In 1992, American singer and songwriter Mary J. Blige recorded a rendition for her debut album, What's the 411? (1992). It became Blige's third top 40 on the US Billboard Hot 100, reaching number 28. In addition, it marked Blige's first entry on the New Zealand Singles Chart. Blige also performed the song live on the eighteenth season of Saturday Night Live on March 13, 1993.

===Critical reception===
Daryl McIntosh from Albumism stated that Blige's "savory rendition" of the Rufus song "helped provide depth to her groundbreaking album". Stanton Swihart from AllMusic described it as "gospel-thrusted", stating that songs like "Sweet Thing" "are and will remain timeless slices of soul even after their trendiness has worn off". Larry Flick from Billboard magazine said the singer's version is "a faithful rendition of the Chaka Khan & Rufus classic. A shoulder-swaying rhythm base firmly supports an appealing, diva-style vocal and familiar funk guitar chords." He added, "Watch this one glide onto pop and urban playlists within seconds." The Daily Vault's Mark Millan noted that "Sweet Thing" "is probably the most "pop" of all the songs on offer here. It's another love song and Blige softens her tone a little to keep everything sweet." Havelock Nelson from Entertainment Weekly named it "a jazzy remake".

===Credits and personnel===
Credits adapted from the What's the 411? liner notes.

- Sean "Puffy" Combs – executive producer
- Charlie Davis – executive producer
- Mark Morales – producer
- Mark C. Rooney – producer
- Kurt Woodley – executive producer

===Track listing===

- US cassette/7" vinyl single
1. "Sweet Thing" – 3:44
2. "Slow Down" – 4:30

- US CD promo
3. "Sweet Thing" (live) – 3:45
4. "Sweet Thing" (album version) – 3:44
5. "Sweet Thing" (TV) – 4:45

- US 12" vinyl promo
A1. "Sweet Thing" (live version) – 3:45
A2. "Sweet Thing" (album version) – 3:44
B1. "Sweet Thing" (Daddy Hip Hop) – 5:05
B2. "Sweet Thing" (Daddy Hip Hop TV) – 4:45

===Charts===

====Weekly charts====

| Chart (1993) | Peak position |
|---|---|
| New Zealand (Recorded Music NZ) | 48 |
| US Billboard Hot 100 | 28 |
| US Hot R&B/Hip-Hop Songs (Billboard) | 11 |
| US Pop Airplay (Billboard) | 28 |
| US Rhythmic Airplay (Billboard) | 4 |
| US Cash Box Top 100 | 19 |

====Year-end charts====

| Chart (1993) | Position |
|---|---|
| US Hot R&B/Hip-Hop Songs (Billboard) | 62 |

==Other cover versions==
In 1997, contemporary jazz saxophonist Boney James did another remake of the song; it was included on the album titled Sweet Thing.
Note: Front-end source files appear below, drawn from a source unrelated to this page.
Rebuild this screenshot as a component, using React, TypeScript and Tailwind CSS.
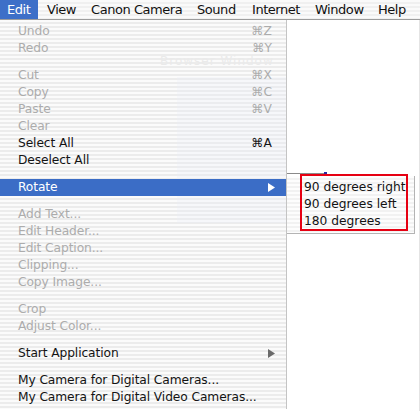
import React from "react";

type Item =
  | { kind: "sep" }
  | { kind: "item"; label: string; disabled?: boolean; shortcut?: string; arrow?: boolean; active?: boolean; arrowDim?: boolean };

const items: Item[] = [
  { kind: "item", label: "Undo", disabled: true, shortcut: "⌘Z" },
  { kind: "item", label: "Redo", disabled: true, shortcut: "⌘Y" },
  { kind: "sep" },
  { kind: "item", label: "Cut", disabled: true, shortcut: "⌘X" },
  { kind: "item", label: "Copy", disabled: true, shortcut: "⌘C" },
  { kind: "item", label: "Paste", disabled: true, shortcut: "⌘V" },
  { kind: "item", label: "Clear", disabled: true },
  { kind: "item", label: "Select All", shortcut: "⌘A" },
  { kind: "item", label: "Deselect All" },
  { kind: "sep" },
  { kind: "item", label: "Rotate", arrow: true, active: true },
  { kind: "sep" },
  { kind: "item", label: "Add Text...", disabled: true },
  { kind: "item", label: "Edit Header...", disabled: true },
  { kind: "item", label: "Edit Caption...", disabled: true },
  { kind: "item", label: "Clipping...", disabled: true },
  { kind: "item", label: "Copy Image...", disabled: true },
  { kind: "sep" },
  { kind: "item", label: "Crop", disabled: true },
  { kind: "item", label: "Adjust Color...", disabled: true },
  { kind: "sep" },
  { kind: "item", label: "Start Application", arrow: true, arrowDim: true },
  { kind: "sep" },
  { kind: "item", label: "My Camera for Digital Cameras..." },
  { kind: "item", label: "My Camera for Digital Video Cameras..." },
];

const menubar = [
  { label: "Edit", w: "w-[38px]", pl: "pl-[7px]", active: true },
  { label: "View", w: "w-[45px]", pl: "pl-[9px]" },
  { label: "Canon Camera", w: "w-[106px]", pl: "pl-[8px]" },
  { label: "Sound", w: "w-[55px]", pl: "pl-[8px]" },
  { label: "Internet", w: "w-[63px]", pl: "pl-[8px]" },
  { label: "Window", w: "w-[63px]", pl: "pl-[8px]" },
  { label: "Help", w: "w-[50px]", pl: "pl-[8px]" },
];

function Arrow({ color }: { color: string }) {
  return (
    <svg width="7" height="9" viewBox="0 0 7 9" className="shrink-0">
      <path d="M0 0 L7 4.5 L0 9 Z" fill={color} />
    </svg>
  );
}

export default function App() {
  return (
    <div
      className="relative w-[420px] h-[411px] overflow-hidden bg-white text-[12.25px] flex flex-col"
      style={{ fontFamily: '"DejaVu Sans", "Liberation Sans", sans-serif' }}
    >
      {/* Menu bar */}
      <div className="h-[20px] shrink-0 flex items-stretch border-b border-[#9c9c9c] bg-[repeating-linear-gradient(180deg,#fafafa_0px,#fafafa_2px,#f0f0f0_2px,#f0f0f0_4px)] text-[#111] text-[13px]">
        {menubar.map((m) => (
          <div
            key={m.label}
            className={`${m.w} ${m.pl} shrink-0 flex items-center whitespace-nowrap tracking-[-0.45px] ${
              m.active ? "bg-[#3d6fc8] text-white" : ""
            }`}
          >
            {m.label}
          </div>
        ))}
      </div>

      <div className="flex flex-1 min-h-0">
        {/* Main menu */}
        <div className="relative w-[287px] shrink-0 h-[389px] border-r border-[#c4c4c4] bg-[repeating-linear-gradient(180deg,#fbfbfb_0px,#fbfbfb_2px,#ececec_2px,#ececec_4px)] pt-[3px]">
          {/* faint window behind the translucent menu */}
          <div className="absolute left-[160px] top-[32px] text-[12px] text-[#eaeaea] tracking-[1px]">
            Browser Window
          </div>
          <div className="absolute left-[177px] top-[57px] w-[109px] h-[146px] bg-[#e6ebf8] opacity-25" />
          <div className="relative">
            {items.map((it, i) =>
              it.kind === "sep" ? (
                <div key={i} className="h-[10px]" />
              ) : (
                <div
                  key={i}
                  className={`h-[17px] flex items-center pl-[18px] pr-[11px] ${
                    it.active
                      ? "bg-[#3b6dc6] text-white"
                      : it.disabled
                      ? "text-[#acacac]"
                      : "text-[#141414]"
                  }`}
                >
                  <span className="flex-1 whitespace-nowrap tracking-[-0.1px]">{it.label}</span>
                  {it.shortcut && <span className="pr-[3px]">{it.shortcut}</span>}
                  {it.arrow && <Arrow color={it.active ? "#ffffff" : "#6a6a6a"} />}
                </div>
              )
            )}
          </div>
        </div>

        {/* Background window area */}
        <div className="relative flex-1 bg-white border-r border-[#e4e4e4]">
          <div className="absolute left-0 top-[153px] w-[38px] h-[1px] bg-[#8a8a8a]" />
          <div className="absolute left-[37px] top-[152px] w-[3px] h-[3px] bg-[#2a2aa0]" />
        </div>
      </div>

      {/* Submenu */}
      <div className="absolute left-[287px] top-[176px] w-[128px] h-[58px] border-r border-b border-[#b4b4b4] bg-[repeating-linear-gradient(180deg,#fdfdfd_0px,#fdfdfd_2px,#f2f2f2_2px,#f2f2f2_4px)] pl-[17px] pt-[3px] text-[#141414]">
        <div className="h-[17px] flex items-center whitespace-nowrap">90 degrees right</div>
        <div className="h-[17px] flex items-center whitespace-nowrap">90 degrees left</div>
        <div className="h-[17px] flex items-center whitespace-nowrap">180 degrees</div>
      </div>
      {/* Red annotation box */}
      <div className="absolute left-[300px] top-[174px] w-[108px] h-[57px] border-2 border-[#e60012]" />
    </div>
  );
}
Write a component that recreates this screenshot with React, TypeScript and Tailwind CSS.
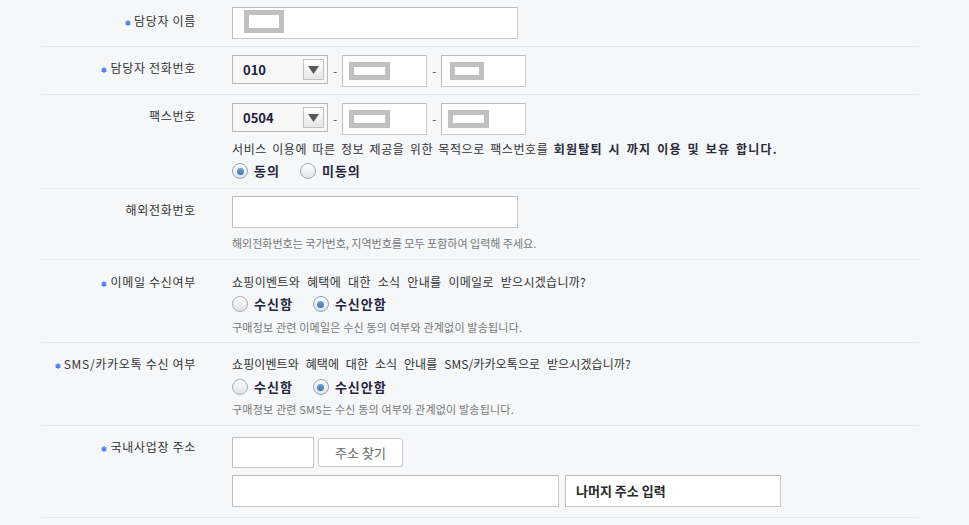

The album's title track included background vocals by original co-writer Tony Maiden. UK soul singer Beverley Knight has also recorded a version of the song. Knight's version was recorded for a BBC Radio 2 session and was included as the B-side to her 2004 single "Not Too Late for Love". Due to the popularity of Knight's version with her fans, it was later included on her Voice - The Best of Beverley Knight (2006) compilation. Knight has since been invited to perform the song at Khan's London O2 Arena date on her UK tour, after collaborating with the singer on her Blige duet "Disrespectful" at the Montreux Jazz Festival. Filipina pop/R&B singer Nina Girado also performed her own version of this song, which served as the opening track of her 2005 album Nina Live!, which was recorded live and eventually received a diamond certification for selling over one million copies in the Philippines.